Alla conferenza stampa di presentazione della fusione, tra un Angelo Guzzo (presidente Acque Vicentine) che parlava in dialetto e un Giovanni Cattelan (Avs) in secondo piano, c’era più  l’impressione di essere alla presentazione della sagra della salsiccia, che a quella della fusione di 2 aziende partecipate che fatturano milioni.

Quindi, è doveroso capire cosa sia stato promesso ad Avs per queste nozze. L’Alto Vicentino reclama da anni la propria identità e pretende di farsi valere come territorio forte, ma come si può pretendere questo se quando si tratta di prendere decisioni importanti, che gravano sulle tasche dei cittadini, si evidenzia una estrema debolezza decisionale?

Sono proprio i sindaci a doverlo dire. In modo trasparente, sincero, anche abbassando il capo e facendo mea culpa. Al di là dei freddi comunicati stampa, a questo punto vogliamo la verità e soprattutto l’ammissione di responsabilità, perché qui non si parla solo di soldi pubblici, ma di bollette che gravano sugli stipendi già ridotti all’osso, per cittadini che non possono pagare gli inciuci della politica locale.

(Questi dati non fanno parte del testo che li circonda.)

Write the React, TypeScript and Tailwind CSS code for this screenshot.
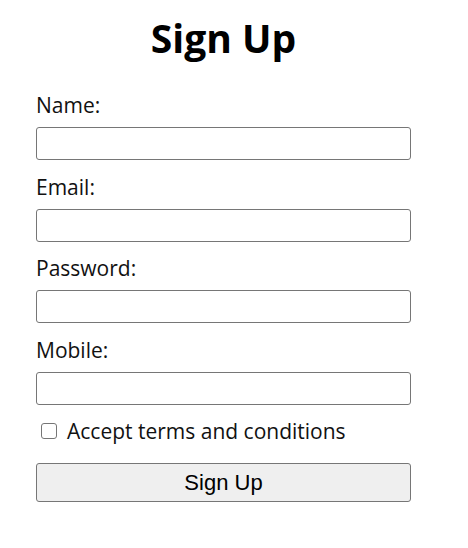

Se si tratta di poltrone, di mandati in scadenza e campagne elettorali in corso, abbiate il coraggio di ammetterlo. Se si tratta di economia e di redditività aziendale, ditelo.

Tenendo in conto però, che il tempo delle spiegazioni è scaduto, ora vi dovete giustificare. E le giustificazioni, si sa, implicano sempre un’ammissione di colpa.